Hayat explained that the U.S. has produced 25% of all carbon emissions, going as far back as the 18th century, and Europe produced more than half of the world’s carbon emissions up until 1950. “Against this, consider that Pakistan contributes less than 1% [of carbon emissions] — so of course it is [an issue of] the Global North developing and living at the expense of the Global South,” she told Nikkei.

“The Global North needs to own its role in creating this devastation — Europe, for example, has built its welfare institutions from the wealth of empire. So when countries of the Global South now demand compensation they are asking the Global North to pay its debt,” Hayat said.

“Reparations, unlike, say, humanitarian aid, is not a handout given as charity,” said Mahvish Ahmad, an assistant professor of human rights and politics at the London School of Economics. They “are a reflection of what is owed by high carbon-emitting countries and companies to those who are paying the price of climate change.”

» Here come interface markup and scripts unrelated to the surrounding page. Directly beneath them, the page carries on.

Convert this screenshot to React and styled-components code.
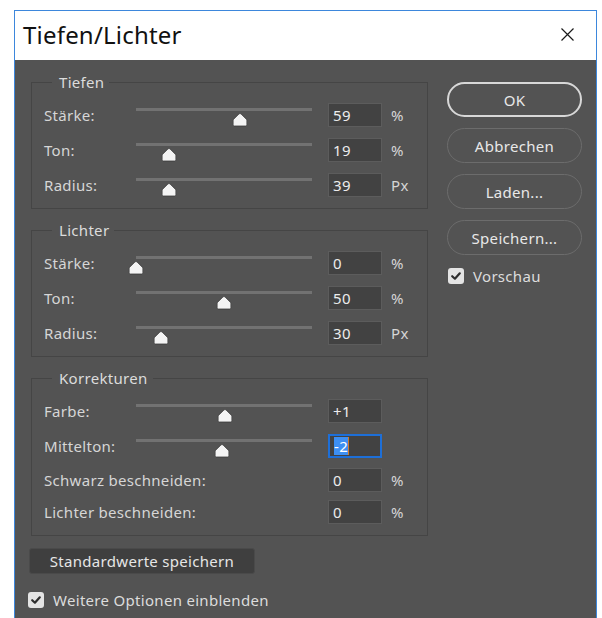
import React from "react";
import styled, { createGlobalStyle } from "styled-components";

const GlobalStyle = createGlobalStyle`
  html, body {
    margin: 0;
    padding: 0;
    background: #ffffff;
    overflow: hidden;
  }
  body {
    font-family: "Noto Sans", "Liberation Sans", sans-serif;
  }
`;

const groups = [
  {
    title: "Tiefen",
    rows: [
      { label: "Stärke:", slider: 0.59, value: "59", unit: "%" },
      { label: "Ton:", slider: 0.19, value: "19", unit: "%" },
      { label: "Radius:", slider: 0.19, value: "39", unit: "Px" },
    ],
  },
  {
    title: "Lichter",
    rows: [
      { label: "Stärke:", slider: 0, value: "0", unit: "%" },
      { label: "Ton:", slider: 0.5, value: "50", unit: "%" },
      { label: "Radius:", slider: 0.143, value: "30", unit: "Px" },
    ],
  },
  {
    title: "Korrekturen",
    rows: [
      { label: "Farbe:", slider: 0.505, value: "+1" },
      { label: "Mittelton:", slider: 0.49, value: "-2", focused: true },
      { label: "Schwarz beschneiden:", value: "0", unit: "%", space: 10 },
      { label: "Lichter beschneiden:", value: "0", unit: "%", space: 8 },
    ],
  },
];

const actions = ["OK", "Abbrechen", "Laden...", "Speichern..."];

function Thumb() {
  return (
    <svg width="15" height="14" viewBox="0 0 15 14">
      <path
        d="M7.5 0.6 C8 0.6 8.4 0.8 8.8 1.2 L13.7 6.1 C14.2 6.6 14.4 7.1 14.4 7.7 V11.4 C14.4 12.4 13.8 13 12.8 13 H2.2 C1.2 13 0.6 12.4 0.6 11.4 V7.7 C0.6 7.1 0.8 6.6 1.3 6.1 L6.2 1.2 C6.6 0.8 7 0.6 7.5 0.6 Z"
        fill="#f4f4f4"
        stroke="#3a3a3a"
        strokeWidth="0.8"
      />
    </svg>
  );
}

function Check({ label, indent, top }) {
  return (
    <CheckRow $indent={indent} $top={top}>
      <Box>
        <svg width="12" height="12" viewBox="0 0 12 12">
          <path d="M2.2 6.2 L4.9 8.7 L9.8 3.3" fill="none" stroke="#2e2e2e" strokeWidth="2.2" strokeLinecap="round" strokeLinejoin="round" />
        </svg>
      </Box>
      <span>{label}</span>
    </CheckRow>
  );
}

export default function App() {
  return (
    <>
      <GlobalStyle />
      <Window>
        <TitleBar>
          <Title>Tiefen/Lichter</Title>
          <Close>
            <svg width="13" height="13" viewBox="0 0 13 13">
              <path d="M0.5 0.5 L12.5 12.5 M12.5 0.5 L0.5 12.5" stroke="#1a1a1a" strokeWidth="1.2" />
            </svg>
          </Close>
        </TitleBar>

        <Body>
          <LeftColumn>
            {groups.map((group) => (
              <Group key={group.title}>
                <Legend>{group.title}</Legend>
                {group.rows.map((row, i) => (
                  <Row key={row.label} $space={i === 0 ? 12 : row.space ?? 11}>
                    <Label>{row.label}</Label>
                    <SliderCell>
                      {row.slider !== undefined && (
                        <>
                          <Rail />
                          <ThumbHolder style={{ left: `${row.slider * 100}%` }}>
                            <Thumb />
                          </ThumbHolder>
                        </>
                      )}
                    </SliderCell>
                    <Field $focused={row.focused}>
                      {row.focused ? <Selected>{row.value}</Selected> : row.value}
                      {row.focused && <Caret />}
                    </Field>
                    <Unit>{row.unit}</Unit>
                  </Row>
                ))}
              </Group>
            ))}

            <DefaultsButton>Standardwerte speichern</DefaultsButton>
            <Check label="Weitere Optionen einblenden" indent={-3} top={16} />
          </LeftColumn>

          <RightColumn>
            {actions.map((a) => (
              <PillButton key={a} $primary={a === "OK"}>{a}</PillButton>
            ))}
            <Check label="Vorschau" indent={1} top={0} />
          </RightColumn>
        </Body>
      </Window>
    </>
  );
}

const Window = styled.div`
  margin: 10px 0 0 14px;
  width: 581px;
  height: 620px;
  border: 1px solid #3d87dc;
  border-bottom: none;
  display: flex;
  flex-direction: column;
  background: #535353;
`;

const TitleBar = styled.div`
  height: 49px;
  background: #ffffff;
  display: flex;
  align-items: center;
  justify-content: space-between;
  padding: 0 22px 0 8px;
  flex-shrink: 0;
`;

const Title = styled.div`
  font-size: 24px;
  color: #111111;
  letter-spacing: 0.2px;
  padding-bottom: 2px;
`;

const Close = styled.div`
  display: flex;
  align-items: center;
  padding-bottom: 3px;
`;

const Body = styled.div`
  display: flex;
  gap: 19px;
  padding: 14px 12px 0 16px;
  color: #d8d8d8;
  font-size: 15px;
  letter-spacing: 0.3px;
`;

const LeftColumn = styled.div`
  width: 397px;
  display: flex;
  flex-direction: column;
`;

const Group = styled.fieldset`
  margin: 0 0 12px 0;
  padding: 0 0 11px 12px;
  border: 1px solid #454545;
  min-width: 0;

  &:first-of-type {
    margin-top: -1px;
  }
`;

const Legend = styled.legend`
  margin-left: 8px;
  padding: 0 5px 0 7px;
  line-height: 18px;
  color: #dcdcdc;
`;

const Row = styled.div`
  display: flex;
  align-items: center;
  height: 24px;
  margin-top: ${(p) => p.$space}px;
`;

const Label = styled.div`
  width: 92px;
  white-space: nowrap;
  color: #d6d6d6;
`;

const SliderCell = styled.div`
  position: relative;
  width: 176px;
  height: 24px;
  margin-right: 16px;
`;

const Rail = styled.div`
  margin-top: 5px;
  height: 3px;
  background: #727272;
`;

const ThumbHolder = styled.div`
  position: absolute;
  top: 10px;
  transform: translateX(-50%);
  line-height: 0;
`;

const Field = styled.div`
  box-sizing: border-box;
  width: 54px;
  height: 24px;
  display: flex;
  align-items: center;
  padding-left: 4px;
  background: #424242;
  border: ${(p) => (p.$focused ? "2px solid #1d6fd8" : "1px solid #5c5c5c")};
  color: #ececec;
`;

const Selected = styled.span`
  background: #3d8ff2;
  color: #ffffff;
  line-height: 18px;
`;

const Caret = styled.span`
  width: 1px;
  height: 18px;
  background: #d07a2a;
`;

const Unit = styled.div`
  margin-left: 9px;
  color: #d6d6d6;
`;

const DefaultsButton = styled.div`
  box-sizing: border-box;
  margin: 0 0 0 -2px;
  width: 226px;
  height: 26px;
  display: flex;
  align-items: center;
  justify-content: center;
  background: #3f3f3f;
  border: 1px solid #4a4a4a;
  border-radius: 3px;
  color: #e6e6e6;
`;

const CheckRow = styled.div`
  display: flex;
  align-items: center;
  gap: 9px;
  margin-left: ${(p) => p.$indent}px;
  margin-top: ${(p) => p.$top}px;
  color: #dcdcdc;
`;

const Box = styled.div`
  width: 16px;
  height: 16px;
  border-radius: 3px;
  background: #e4e4e4;
  display: flex;
  align-items: center;
  justify-content: center;
`;

const RightColumn = styled.div`
  width: 135px;
  display: flex;
  flex-direction: column;
  gap: 11px;
  padding-top: 8px;
`;

const PillButton = styled.div`
  box-sizing: border-box;
  height: 35px;
  display: flex;
  align-items: center;
  justify-content: center;
  border-radius: 18px;
  border: ${(p) => (p.$primary ? "2px solid #d8d8d8" : "1px solid #6c6c6c")};
  color: #e8e8e8;
`;
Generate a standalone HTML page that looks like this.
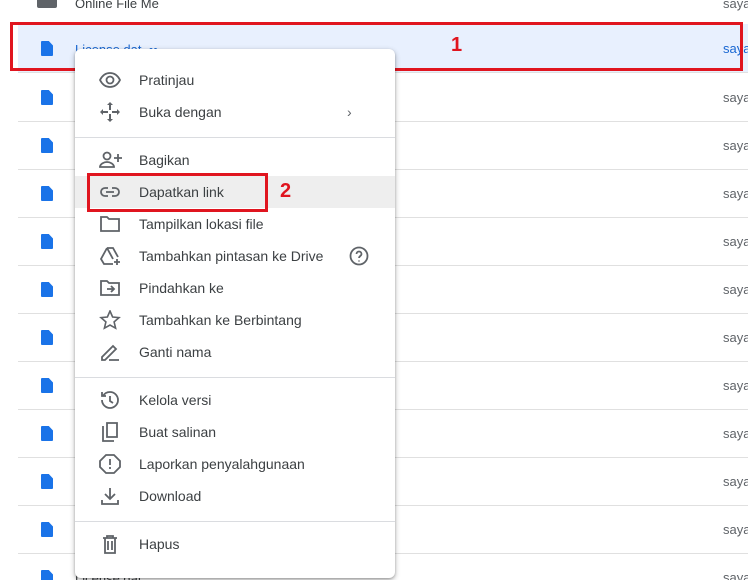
<!DOCTYPE html><html><head><style>
html,body{margin:0;width:748px;height:580px;overflow:hidden;background:#fff;font-family:"Liberation Sans",sans-serif;position:relative}
.row{position:absolute;left:18px;width:730px;height:48px;border-bottom:1px solid #e0e0e0}
.fi{position:absolute;left:23px;top:17px;width:12px;height:15px;background:#1a73e8;clip-path:polygon(0 0,65% 0,100% 30%,100% 100%,0 100%);border-radius:1px}
.saya{position:absolute;left:705px;top:17px;font-size:13px;color:#5f6368}
.menu{position:absolute;left:75px;top:49px;width:320px;height:529px;background:#fff;border-radius:6px;box-shadow:0 2px 6px rgba(0,0,0,.3),0 1px 2px rgba(0,0,0,.2)}
.it{position:absolute;left:0;width:320px;height:32px;font-size:14px;color:#3c4043;line-height:32px}
.it span{position:absolute;left:64px}
.it svg{position:absolute;left:24px;top:6px}
.sep{position:absolute;left:0;width:320px;border-top:1px solid #dadce0}
.red{position:absolute;border:3px solid #e0151f}
.num{position:absolute;color:#e0151f;font-weight:bold;font-size:20px}
</style></head><body>
<div style="position:absolute;left:37px;top:-6px;width:20px;height:14px;background:#5f6368;border-radius:2px"></div>
<div style="position:absolute;left:75px;top:-4px;font-size:13px;color:#3c4043">Online File Me</div>
<div style="position:absolute;left:723px;top:-4px;font-size:13px;color:#5f6368">saya</div>
<div class="row" style="top:24px;background:#e8f0fe"><div class="fi"></div><div style="position:absolute;left:57px;top:18px;font-size:13px;color:#1967d2">License.dat &nbsp;••</div><div class="saya" style="color:#1967d2">saya</div></div>
<div class="row" style="top:73px"><div class="fi"></div><div class="saya">saya</div></div>
<div class="row" style="top:121px"><div class="fi"></div><div class="saya">saya</div></div>
<div class="row" style="top:169px"><div class="fi"></div><div class="saya">saya</div></div>
<div class="row" style="top:217px"><div class="fi"></div><div class="saya">saya</div></div>
<div class="row" style="top:265px"><div class="fi"></div><div class="saya">saya</div></div>
<div class="row" style="top:313px"><div class="fi"></div><div class="saya">saya</div></div>
<div class="row" style="top:361px"><div class="fi"></div><div class="saya">saya</div></div>
<div class="row" style="top:409px"><div class="fi"></div><div class="saya">saya</div></div>
<div class="row" style="top:457px"><div class="fi"></div><div class="saya">saya</div></div>
<div class="row" style="top:505px"><div class="fi"></div><div class="saya">saya</div></div>
<div class="row" style="top:553px"><div class="fi"></div><div style="position:absolute;left:57px;top:18px;font-size:13px;color:#3c4043">License.dat</div><div class="saya">saya</div></div>
<div class="red" style="left:10px;top:22px;width:727px;height:43px"></div>
<div class="num" style="left:451px;top:34px">1</div>
<div class="menu">
<div class="it" style="top:15px"><svg width="22" height="20" viewBox="0 0 22 20" fill="none" stroke="#5f6368" stroke-width="1.8"><path d="M1 10C4 4 8 3 11 3s7 1 10 7c-3 6-7 7-10 7S4 16 1 10z"/><circle cx="11" cy="10" r="3.5"/></svg><span>Pratinjau</span></div>
<div class="it" style="top:47px"><svg width="22" height="20" viewBox="0 0 22 20" fill="#5f6368"><path d="M11 0l3 3h-2v5h-2V3H8zM11 20l-3-3h2v-5h2v5h2zM1 10l3-3v2h5v2H4v2zM21 10l-3 3v-2h-5V9h5V7z"/></svg><span>Buka dengan</span><b style="position:absolute;left:272px;font-weight:normal;color:#5f6368">›</b></div>
<div class="sep" style="top:88px"></div>
<div class="it" style="top:95px"><svg width="24" height="20" viewBox="0 0 24 20" fill="none" stroke="#5f6368" stroke-width="1.8"><circle cx="8" cy="6" r="3.5"/><path d="M1 17c0-3 4-5 7-5s7 2 7 5zM19 4v8M15 8h8"/></svg><span>Bagikan</span></div>
<div class="it" style="top:127px;background:#eeeeee"><svg width="22" height="20" viewBox="0 0 22 20" fill="none" stroke="#5f6368" stroke-width="1.8"><path d="M9 6H6a4 4 0 000 8h3M13 6h3a4 4 0 010 8h-3M7 10h8"/></svg><span>Dapatkan link</span></div>
<div class="it" style="top:159px"><svg width="22" height="20" viewBox="0 0 22 20" fill="none" stroke="#5f6368" stroke-width="1.8"><path d="M2 3h6l2 2h10v12H2z"/></svg><span>Tampilkan lokasi file</span></div>
<div class="it" style="top:191px"><svg width="24" height="20" viewBox="0 0 24 20" fill="none" stroke="#5f6368" stroke-width="1.8"><path d="M8 2h6l5 9M8 2L2 13l3 5h9M8 2l6 11M18 13v6M15 16h6"/></svg><span>Tambahkan pintasan ke Drive</span><svg style="left:273px" width="22" height="20" viewBox="0 0 22 20" fill="none" stroke="#5f6368" stroke-width="1.8"><circle cx="11" cy="10" r="8.5"/><path d="M8.5 8a2.5 2.5 0 115 0c0 2-2.5 2-2.5 4M11 14.5v1"/></svg></div>
<div class="it" style="top:223px"><svg width="22" height="20" viewBox="0 0 22 20" fill="none" stroke="#5f6368" stroke-width="1.8"><path d="M2 3h6l2 2h10v12H2zM8 11h7M12 8l3 3-3 3"/></svg><span>Pindahkan ke</span></div>
<div class="it" style="top:255px"><svg width="22" height="20" viewBox="0 0 22 20" fill="none" stroke="#5f6368" stroke-width="1.6"><path d="M11 1l2.6 6 6.4.6-4.9 4.3 1.5 6.3L11 15l-5.6 3.2 1.5-6.3L2 7.6 8.4 7z"/></svg><span>Tambahkan ke Berbintang</span></div>
<div class="it" style="top:287px"><svg width="22" height="20" viewBox="0 0 22 20" fill="none" stroke="#5f6368" stroke-width="1.8"><path d="M3 18v-3L14 4l3 3L6 18zM10 18h10"/></svg><span>Ganti nama</span></div>
<div class="sep" style="top:328px"></div>
<div class="it" style="top:335px"><svg width="22" height="20" viewBox="0 0 22 20" fill="none" stroke="#5f6368" stroke-width="1.8"><path d="M3 10a8 8 0 108-8 8 8 0 00-7 4M3 2v4h4M11 6v5l3 2"/></svg><span>Kelola versi</span></div>
<div class="it" style="top:367px"><svg width="22" height="22" viewBox="0 0 22 22" fill="none" stroke="#5f6368" stroke-width="1.8"><path d="M4 4v15h11M8 1h10v14H8z"/></svg><span>Buat salinan</span></div>
<div class="it" style="top:399px"><svg width="22" height="20" viewBox="0 0 22 20" fill="none" stroke="#5f6368" stroke-width="1.8"><path d="M7 1h8l6 6v6l-6 6H7l-6-6V7zM11 5v6M11 13v2"/></svg><span>Laporkan penyalahgunaan</span></div>
<div class="it" style="top:431px"><svg width="22" height="20" viewBox="0 0 22 20" fill="none" stroke="#5f6368" stroke-width="1.8"><path d="M11 2v11M6 8l5 5 5-5M3 14v4h16v-4"/></svg><span>Download</span></div>
<div class="sep" style="top:472px"></div>
<div class="it" style="top:479px"><svg width="22" height="20" viewBox="0 0 22 20" fill="none" stroke="#5f6368" stroke-width="1.8"><path d="M4 4h14M8 4V2h6v2M6 4v15h10V4M9 7v9M13 7v9"/></svg><span>Hapus</span></div>
</div>
<div class="red" style="left:87px;top:173px;width:175px;height:33px"></div>
<div class="num" style="left:280px;top:180px">2</div>
</body></html>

Pakistani women wade through floodwaters in the Shikarpur district of Sindh province, Pakistan, on Sept. 2.    © AP

Other experts believe the situation is not so clear-cut.

“The developed countries such as the U.S. drag their feet on establishing a fund for Loss and Damages because then they have to pay a lot of money,” Sheikh from Water Environment Forum Pakistan charged. “Therefore, [developed countries] avoid the liability by challenging the process of putting a figure to the loss … and its direct links to a particular country.”

At COP26 last year in Scotland, U.S. envoy John Kerry questioned the scope of a Loss and Damage fund, and the issue remained unsettled, but discussion is likely to be renewed at the COP27 climate summit in Sharm el-Sheikh, Egypt, in November.

Sheikh suggested that Pakistan should ask the U.N. to convene a meeting of the world’s nine-largest historical carbon emitters on the sidelines of the U.N. General Assembly session this year. Pakistan could then make a case along with other vulnerable counties and ask for a mechanism to determine reparations, he said.

“To avert future climate catastrophes, the Global North needs to dramatically alter its carbon footprint, but this will have ramifications across the world,” Adam Weinstein, a research fellow at the Quincy Institute for Responsible Statecraft in the U.S., told Nikkei.

Weinstein added that as an example, Pakistan is quite literally kept afloat by concessional Chinese loans, Western and Gulf aid, International Monetary Fund bailouts and remittances. “This is not carbon-neutral money,” he said, “and in an integrated global system the necessary changes will have downstream effects for everyone.”

He went on: “There are many reasons for countries like the United States and China to help Pakistan, including principles of justice and collective responsibility. But the most compelling one is that climate change presents a shared existential crisis. Today, Pakistan is suffering — eventually, it will be the world.”